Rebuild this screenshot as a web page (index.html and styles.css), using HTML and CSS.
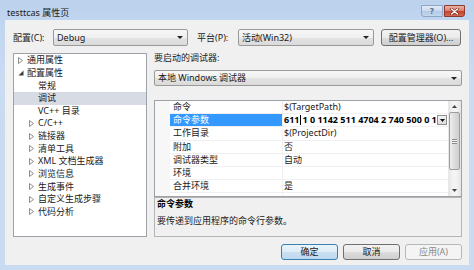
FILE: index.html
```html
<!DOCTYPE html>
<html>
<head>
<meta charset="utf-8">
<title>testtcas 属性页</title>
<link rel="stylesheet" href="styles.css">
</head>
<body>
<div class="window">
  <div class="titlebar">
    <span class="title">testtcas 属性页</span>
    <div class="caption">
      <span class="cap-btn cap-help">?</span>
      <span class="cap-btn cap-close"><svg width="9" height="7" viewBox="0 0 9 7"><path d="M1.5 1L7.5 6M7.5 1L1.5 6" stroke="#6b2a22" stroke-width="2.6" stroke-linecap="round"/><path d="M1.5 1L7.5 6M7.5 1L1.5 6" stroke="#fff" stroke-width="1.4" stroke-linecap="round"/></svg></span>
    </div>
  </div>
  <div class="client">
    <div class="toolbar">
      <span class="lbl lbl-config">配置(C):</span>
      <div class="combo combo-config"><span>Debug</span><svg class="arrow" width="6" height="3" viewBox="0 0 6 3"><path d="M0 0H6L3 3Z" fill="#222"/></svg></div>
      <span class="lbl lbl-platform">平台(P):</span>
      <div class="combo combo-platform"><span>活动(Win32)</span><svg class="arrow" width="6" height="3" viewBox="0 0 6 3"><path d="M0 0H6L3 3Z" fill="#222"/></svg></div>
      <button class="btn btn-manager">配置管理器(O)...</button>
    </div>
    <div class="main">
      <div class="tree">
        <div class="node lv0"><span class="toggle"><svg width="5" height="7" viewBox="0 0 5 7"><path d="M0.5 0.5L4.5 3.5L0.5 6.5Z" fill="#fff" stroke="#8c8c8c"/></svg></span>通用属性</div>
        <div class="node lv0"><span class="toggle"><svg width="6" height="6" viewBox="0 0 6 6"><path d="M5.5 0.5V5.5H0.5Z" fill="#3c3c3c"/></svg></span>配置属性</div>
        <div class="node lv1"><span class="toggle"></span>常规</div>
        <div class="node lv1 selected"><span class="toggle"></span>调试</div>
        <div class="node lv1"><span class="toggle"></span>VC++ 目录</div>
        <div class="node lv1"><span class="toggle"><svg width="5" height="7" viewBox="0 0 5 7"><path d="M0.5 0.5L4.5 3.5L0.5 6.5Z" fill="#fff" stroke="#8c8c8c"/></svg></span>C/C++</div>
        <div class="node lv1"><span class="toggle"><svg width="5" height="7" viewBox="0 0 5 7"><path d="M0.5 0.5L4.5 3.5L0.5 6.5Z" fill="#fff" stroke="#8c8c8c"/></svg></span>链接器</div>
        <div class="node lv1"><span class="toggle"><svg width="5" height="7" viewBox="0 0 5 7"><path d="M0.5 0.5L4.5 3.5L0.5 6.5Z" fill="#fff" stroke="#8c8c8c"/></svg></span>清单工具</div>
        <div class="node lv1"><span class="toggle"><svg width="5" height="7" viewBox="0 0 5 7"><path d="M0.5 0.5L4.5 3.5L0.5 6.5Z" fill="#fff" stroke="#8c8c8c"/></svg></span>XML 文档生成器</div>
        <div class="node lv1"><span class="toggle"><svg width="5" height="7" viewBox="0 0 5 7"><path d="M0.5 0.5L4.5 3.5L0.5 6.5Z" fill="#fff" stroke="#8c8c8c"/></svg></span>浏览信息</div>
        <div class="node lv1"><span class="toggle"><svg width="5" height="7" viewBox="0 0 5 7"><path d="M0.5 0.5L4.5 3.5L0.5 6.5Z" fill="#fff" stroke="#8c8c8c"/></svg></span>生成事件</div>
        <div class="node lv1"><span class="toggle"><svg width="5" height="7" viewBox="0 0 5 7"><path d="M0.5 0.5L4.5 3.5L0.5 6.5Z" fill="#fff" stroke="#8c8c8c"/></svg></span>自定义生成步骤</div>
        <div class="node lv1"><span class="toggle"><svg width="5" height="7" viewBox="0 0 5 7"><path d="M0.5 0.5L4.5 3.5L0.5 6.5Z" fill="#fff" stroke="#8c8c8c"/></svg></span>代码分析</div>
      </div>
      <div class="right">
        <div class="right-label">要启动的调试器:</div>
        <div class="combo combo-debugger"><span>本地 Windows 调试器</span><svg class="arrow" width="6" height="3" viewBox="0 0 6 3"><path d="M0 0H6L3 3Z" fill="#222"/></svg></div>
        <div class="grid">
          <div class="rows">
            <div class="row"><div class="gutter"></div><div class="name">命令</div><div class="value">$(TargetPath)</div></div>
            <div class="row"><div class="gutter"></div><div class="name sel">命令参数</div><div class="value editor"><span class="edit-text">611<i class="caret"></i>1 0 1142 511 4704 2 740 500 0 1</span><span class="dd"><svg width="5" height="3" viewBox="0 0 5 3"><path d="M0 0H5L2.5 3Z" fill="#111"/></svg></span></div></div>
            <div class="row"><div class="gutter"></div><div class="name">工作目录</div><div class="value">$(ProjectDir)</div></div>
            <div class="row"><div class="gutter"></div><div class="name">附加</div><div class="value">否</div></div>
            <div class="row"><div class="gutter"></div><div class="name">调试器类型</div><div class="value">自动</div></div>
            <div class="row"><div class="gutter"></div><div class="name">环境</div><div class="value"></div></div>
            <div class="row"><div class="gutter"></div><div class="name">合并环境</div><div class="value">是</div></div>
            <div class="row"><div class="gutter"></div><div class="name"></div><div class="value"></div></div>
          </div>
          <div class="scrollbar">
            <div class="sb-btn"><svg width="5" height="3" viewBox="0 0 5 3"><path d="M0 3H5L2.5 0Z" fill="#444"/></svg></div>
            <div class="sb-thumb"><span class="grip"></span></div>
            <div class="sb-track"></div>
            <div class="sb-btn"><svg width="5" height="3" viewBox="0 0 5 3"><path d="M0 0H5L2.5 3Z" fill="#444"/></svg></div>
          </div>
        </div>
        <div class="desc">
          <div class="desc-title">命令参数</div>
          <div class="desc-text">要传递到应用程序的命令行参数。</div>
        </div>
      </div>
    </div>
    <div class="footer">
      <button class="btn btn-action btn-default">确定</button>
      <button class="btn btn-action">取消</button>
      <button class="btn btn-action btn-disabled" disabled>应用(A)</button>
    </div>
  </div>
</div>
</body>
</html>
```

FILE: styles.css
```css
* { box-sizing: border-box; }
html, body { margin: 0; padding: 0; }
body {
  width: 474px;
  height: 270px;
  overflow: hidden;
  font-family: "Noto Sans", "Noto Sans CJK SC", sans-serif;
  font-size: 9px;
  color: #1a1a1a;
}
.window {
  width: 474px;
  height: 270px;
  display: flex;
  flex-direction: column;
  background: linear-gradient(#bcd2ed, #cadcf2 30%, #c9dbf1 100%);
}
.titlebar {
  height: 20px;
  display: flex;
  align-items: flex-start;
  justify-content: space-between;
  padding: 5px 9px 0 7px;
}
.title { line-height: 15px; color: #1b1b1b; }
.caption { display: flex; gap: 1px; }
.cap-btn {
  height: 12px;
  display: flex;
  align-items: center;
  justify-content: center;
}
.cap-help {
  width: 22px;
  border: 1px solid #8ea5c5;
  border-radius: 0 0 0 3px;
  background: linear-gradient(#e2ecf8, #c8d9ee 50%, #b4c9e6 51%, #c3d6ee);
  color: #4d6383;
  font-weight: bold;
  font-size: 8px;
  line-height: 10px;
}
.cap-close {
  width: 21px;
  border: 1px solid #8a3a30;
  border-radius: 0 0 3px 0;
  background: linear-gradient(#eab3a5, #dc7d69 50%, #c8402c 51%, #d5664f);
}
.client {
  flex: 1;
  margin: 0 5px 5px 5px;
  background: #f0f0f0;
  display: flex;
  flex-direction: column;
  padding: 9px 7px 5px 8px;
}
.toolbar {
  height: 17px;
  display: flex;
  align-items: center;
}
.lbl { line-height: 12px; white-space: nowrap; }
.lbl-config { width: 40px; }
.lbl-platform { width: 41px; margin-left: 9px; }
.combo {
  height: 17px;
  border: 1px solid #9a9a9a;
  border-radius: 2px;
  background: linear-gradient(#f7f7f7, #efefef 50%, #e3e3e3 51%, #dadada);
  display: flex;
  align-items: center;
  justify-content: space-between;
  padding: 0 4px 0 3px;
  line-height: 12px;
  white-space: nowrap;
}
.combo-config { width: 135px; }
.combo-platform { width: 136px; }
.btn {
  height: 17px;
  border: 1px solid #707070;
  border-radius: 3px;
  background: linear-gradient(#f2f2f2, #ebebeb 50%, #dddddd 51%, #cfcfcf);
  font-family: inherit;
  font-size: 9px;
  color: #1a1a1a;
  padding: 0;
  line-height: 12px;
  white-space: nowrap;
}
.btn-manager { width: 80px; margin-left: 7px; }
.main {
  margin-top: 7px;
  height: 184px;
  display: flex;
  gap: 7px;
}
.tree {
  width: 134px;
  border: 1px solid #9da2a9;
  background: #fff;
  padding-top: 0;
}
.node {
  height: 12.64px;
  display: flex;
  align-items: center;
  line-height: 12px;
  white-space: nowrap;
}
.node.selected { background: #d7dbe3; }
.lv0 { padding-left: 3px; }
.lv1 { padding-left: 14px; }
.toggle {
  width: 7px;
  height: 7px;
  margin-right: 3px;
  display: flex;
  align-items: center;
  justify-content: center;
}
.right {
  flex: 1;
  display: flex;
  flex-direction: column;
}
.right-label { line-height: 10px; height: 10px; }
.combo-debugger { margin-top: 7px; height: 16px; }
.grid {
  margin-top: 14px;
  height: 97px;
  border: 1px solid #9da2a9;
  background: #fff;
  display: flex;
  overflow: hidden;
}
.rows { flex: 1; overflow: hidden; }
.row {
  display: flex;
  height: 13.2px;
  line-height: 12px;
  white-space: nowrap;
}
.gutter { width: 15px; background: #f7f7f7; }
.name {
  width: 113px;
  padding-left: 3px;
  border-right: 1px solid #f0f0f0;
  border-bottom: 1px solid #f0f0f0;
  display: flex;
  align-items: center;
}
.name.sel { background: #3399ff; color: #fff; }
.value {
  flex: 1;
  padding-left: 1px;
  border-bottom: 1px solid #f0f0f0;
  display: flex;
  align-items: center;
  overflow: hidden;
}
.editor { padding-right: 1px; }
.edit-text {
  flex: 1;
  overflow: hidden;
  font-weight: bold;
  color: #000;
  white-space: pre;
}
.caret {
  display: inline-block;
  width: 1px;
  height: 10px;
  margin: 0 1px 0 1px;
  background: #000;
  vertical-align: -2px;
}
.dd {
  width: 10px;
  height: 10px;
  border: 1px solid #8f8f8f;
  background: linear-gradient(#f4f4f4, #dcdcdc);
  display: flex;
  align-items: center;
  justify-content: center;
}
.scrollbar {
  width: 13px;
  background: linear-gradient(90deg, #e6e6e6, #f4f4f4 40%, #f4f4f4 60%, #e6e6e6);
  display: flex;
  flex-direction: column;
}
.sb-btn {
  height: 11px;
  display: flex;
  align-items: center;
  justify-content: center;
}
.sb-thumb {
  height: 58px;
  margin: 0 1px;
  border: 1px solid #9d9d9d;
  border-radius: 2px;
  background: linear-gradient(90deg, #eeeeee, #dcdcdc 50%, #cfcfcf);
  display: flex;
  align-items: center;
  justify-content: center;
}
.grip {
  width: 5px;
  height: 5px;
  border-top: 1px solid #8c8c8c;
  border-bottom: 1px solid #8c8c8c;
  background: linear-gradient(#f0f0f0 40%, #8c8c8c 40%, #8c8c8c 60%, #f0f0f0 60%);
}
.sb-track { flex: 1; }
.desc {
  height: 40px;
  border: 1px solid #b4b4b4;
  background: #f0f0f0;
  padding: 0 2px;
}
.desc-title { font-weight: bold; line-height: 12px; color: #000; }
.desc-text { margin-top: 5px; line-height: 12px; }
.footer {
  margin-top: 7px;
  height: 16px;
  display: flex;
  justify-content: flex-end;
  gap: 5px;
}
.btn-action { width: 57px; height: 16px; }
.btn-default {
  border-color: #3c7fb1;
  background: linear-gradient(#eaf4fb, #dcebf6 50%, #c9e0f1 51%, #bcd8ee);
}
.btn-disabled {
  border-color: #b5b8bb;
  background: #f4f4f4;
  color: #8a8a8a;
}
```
________________________
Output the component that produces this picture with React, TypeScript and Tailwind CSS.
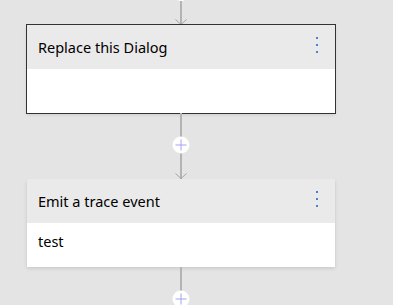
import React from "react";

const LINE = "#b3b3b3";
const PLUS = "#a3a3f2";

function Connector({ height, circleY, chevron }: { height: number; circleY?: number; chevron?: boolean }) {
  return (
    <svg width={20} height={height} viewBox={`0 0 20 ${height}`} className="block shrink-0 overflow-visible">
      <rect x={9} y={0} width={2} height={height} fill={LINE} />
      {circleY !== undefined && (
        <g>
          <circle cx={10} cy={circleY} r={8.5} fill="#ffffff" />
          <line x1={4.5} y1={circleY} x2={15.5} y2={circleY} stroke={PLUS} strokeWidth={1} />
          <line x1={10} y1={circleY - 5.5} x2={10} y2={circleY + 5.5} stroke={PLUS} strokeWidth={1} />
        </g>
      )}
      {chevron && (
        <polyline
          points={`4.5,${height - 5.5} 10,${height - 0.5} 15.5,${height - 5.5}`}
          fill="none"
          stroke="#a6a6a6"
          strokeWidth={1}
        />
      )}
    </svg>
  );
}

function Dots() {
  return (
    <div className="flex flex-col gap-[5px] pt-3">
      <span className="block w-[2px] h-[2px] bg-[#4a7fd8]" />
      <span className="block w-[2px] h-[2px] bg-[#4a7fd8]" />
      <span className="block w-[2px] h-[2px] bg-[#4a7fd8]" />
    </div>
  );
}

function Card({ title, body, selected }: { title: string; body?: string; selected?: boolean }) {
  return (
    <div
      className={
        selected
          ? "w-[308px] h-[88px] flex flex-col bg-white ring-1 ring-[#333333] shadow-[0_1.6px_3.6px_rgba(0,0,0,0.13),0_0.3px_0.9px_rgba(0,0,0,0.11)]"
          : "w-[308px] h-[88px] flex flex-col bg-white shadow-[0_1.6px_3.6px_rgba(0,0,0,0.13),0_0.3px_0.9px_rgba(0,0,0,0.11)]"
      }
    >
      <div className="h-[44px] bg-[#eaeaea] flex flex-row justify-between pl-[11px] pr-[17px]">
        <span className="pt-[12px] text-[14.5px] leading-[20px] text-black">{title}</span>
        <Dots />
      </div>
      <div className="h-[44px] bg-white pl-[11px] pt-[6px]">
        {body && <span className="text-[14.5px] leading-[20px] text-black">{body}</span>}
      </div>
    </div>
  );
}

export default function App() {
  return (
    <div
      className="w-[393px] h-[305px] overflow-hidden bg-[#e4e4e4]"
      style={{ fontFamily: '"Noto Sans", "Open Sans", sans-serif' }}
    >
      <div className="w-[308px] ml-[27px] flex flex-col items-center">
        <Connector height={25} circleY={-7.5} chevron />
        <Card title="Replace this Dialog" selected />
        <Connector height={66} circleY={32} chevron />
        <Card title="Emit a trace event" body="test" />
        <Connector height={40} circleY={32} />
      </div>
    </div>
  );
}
________________________
[Objective]: Extract all lines of the records above that include "index".

[The solution]:
Rebuild this screenshot as a web page (index.html and styles.css), using HTML and CSS.
FILE: index.html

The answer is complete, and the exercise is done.